Hazinski predicted that viewers would eventually notice “even more redundancy than there is now” as the same reports popped up on multiple shows.

“We just don’t have as many people in the streets collecting information, creating a differentiated product,” he said. “So this trend will mean more processing, more in-studio things, probably more star celebrities to get people to watch based on the personalities, and less real news.”

Sherrie Mazingo, a former news editor of “NBC Nightly News,” said “the most frightening aspect” of the changes would be not in what viewers saw, but in what they wouldn’t see.

“When these cost-cutting measures are taken, it’s often hard to see on air what the real effects of such cuts are,” said Mazingo, who is the Cowles Media Fellow at the University of Minnesota School of Journalism. “Those people who work behind the scenes, they know what the impact is. They know what the viewers are not getting and are not seeing.”
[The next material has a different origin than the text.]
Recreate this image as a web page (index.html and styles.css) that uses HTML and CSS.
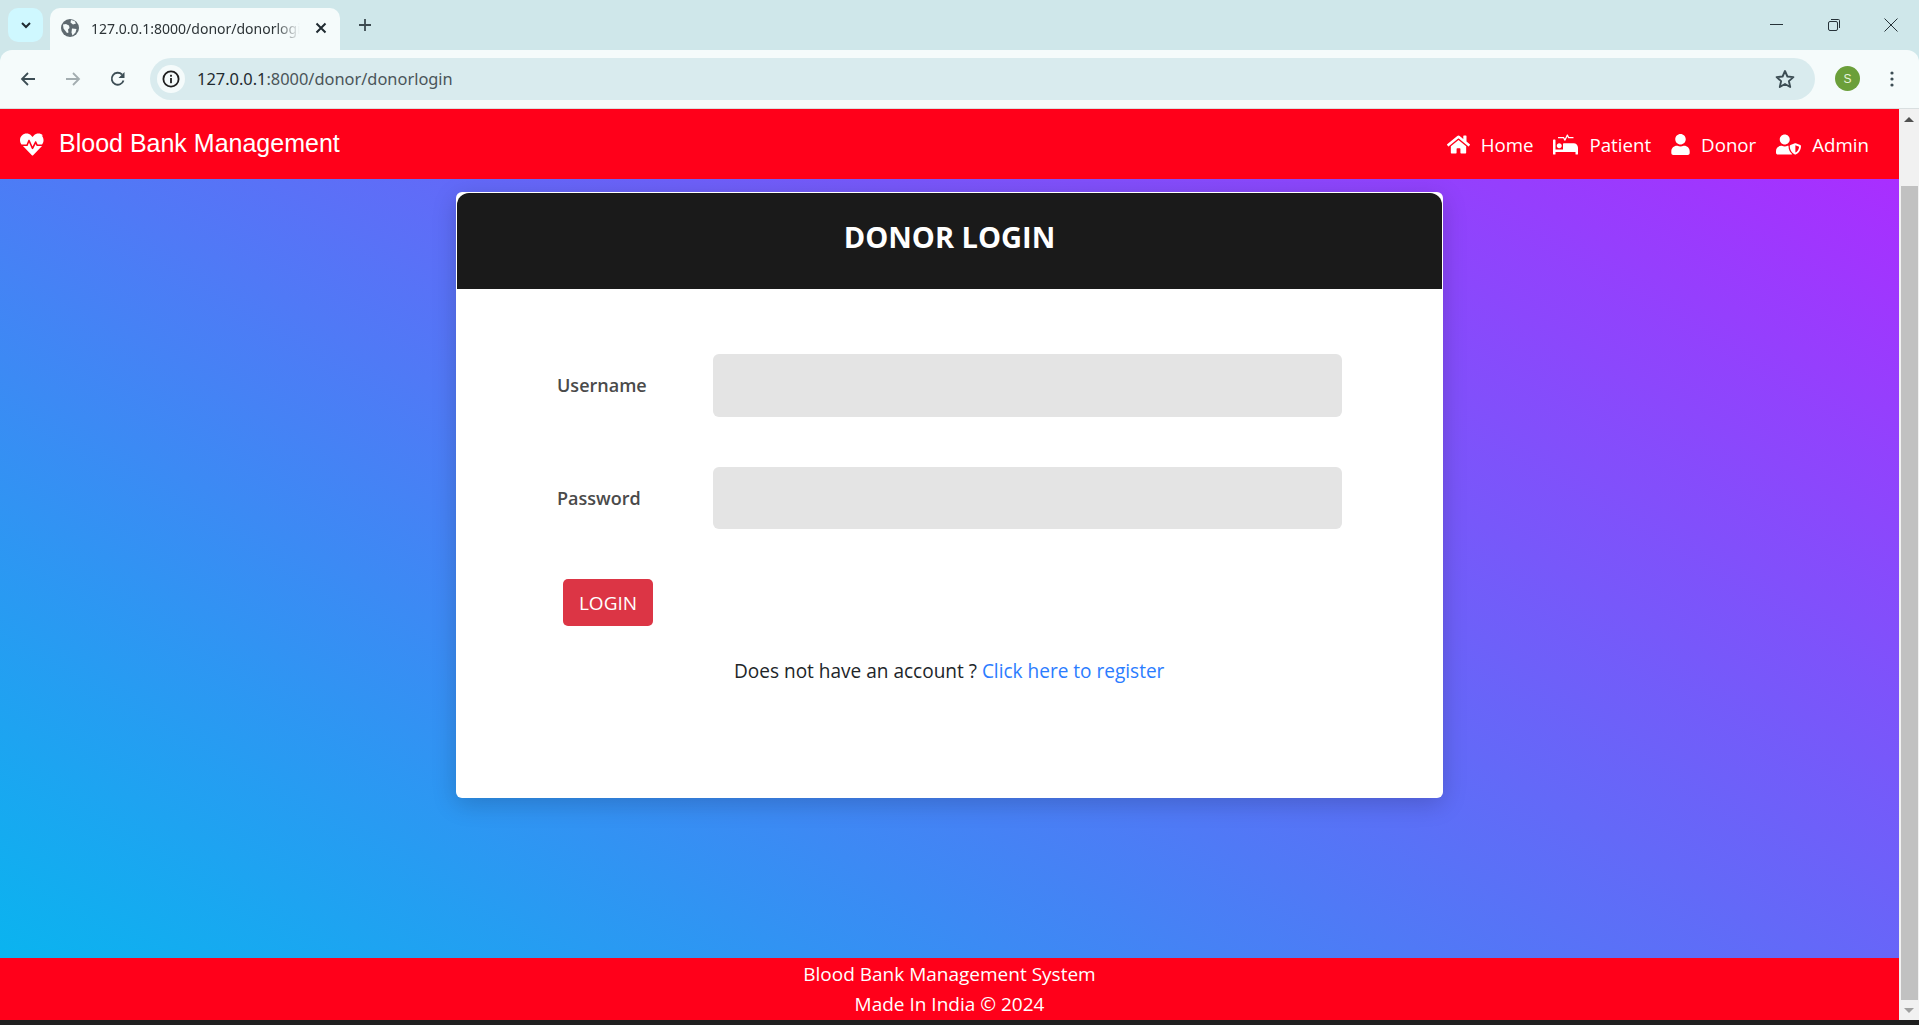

Capus challenged that assessment, saying: “I’m not going to hurt the ‘Today’ show, and I’m not going to hurt the nightly news, and I’m not going to hurt MSNBC.”

“We’re still in the news business,” he said. “It has to stay fresh. It has to stay relevant. We intend to continue to do as we do, to break news, to advance stories.”

Dominant everywhere but in cable
Most of the network news divisions don’t report their specific revenue and profit in their parent corporations’ financial statements, but figures compiled by the Project for Excellence in Journalism indicate that NBC News is significantly more profitable than its rivals at ABC and CBS. Its flagship programs, “NBC Nightly News,” “Today” and “Meet the Press,” have led the ratings in their categories for many years.

Not so, however, in the cable world, where MSNBC’s estimated $250 million in 2005 revenue lagged that of CNN and its sister channel Headline News (nearly $1 billion), and Fox News Channel (nearly $600 million).

But Capus insisted that MSNBC’s financial value to NBC was secondary to its usefulness in newsgathering and reporting. Besides giving NBC an outlet to report breaking news ahead of the competition, the channel also airs repackaged NBC material, allowing the network to spread its costs over multiple advertiser-supported broadcasts.

“I’ve said any number of times one of the things that differentiates us is we have MSNBC[.com], the No. 1 Web site, but we have the same thing with cable,” he said. “We have a very successful 24/7 news cable channel. We believe that has made our division stronger.”

Moreover, while ratings for cable networks’ prime-time schedules have fallen significantly at CNN and Fox this year, they have held essentially steady at MSNBC, bolstered by two hours a night of long-form taped programming.

That doesn’t mean MSNBC will be getting out of the live news business any time soon, said Capus, who dismissed industry speculation that NBC would eventually move coverage of breaking news to CNBC and repackage MSNBC solely with taped programming.

“We’re doing this to ensure the future of MSNBC,” he said.

MSNBC.com expansion not affected
As for MSNBC.com, a joint venture of NBC News and Microsoft Corp., it will not immediately be affected by Thursday’s announcement, said Charlie Tillinghast, the Web site’s president and publisher. MSNBC.com has expanded its staff by 25 percent in the past year, and Tillinghast said it was authorized to expand by about 10 percent more by the end of fiscal 2007.

Editor in Chief Jennifer Sizemore said the revamped news structure would play to MSNBC.com’s strengths in multi-platform reporting.

“We’ll be able to move our staff into one location sitting with our NBC News colleagues, which we’ve wanted to do for a long time,” Sizemore said. “We’ll be able to more tightly coordinate on core reporting, ensuring we deliver the most effective reports online.”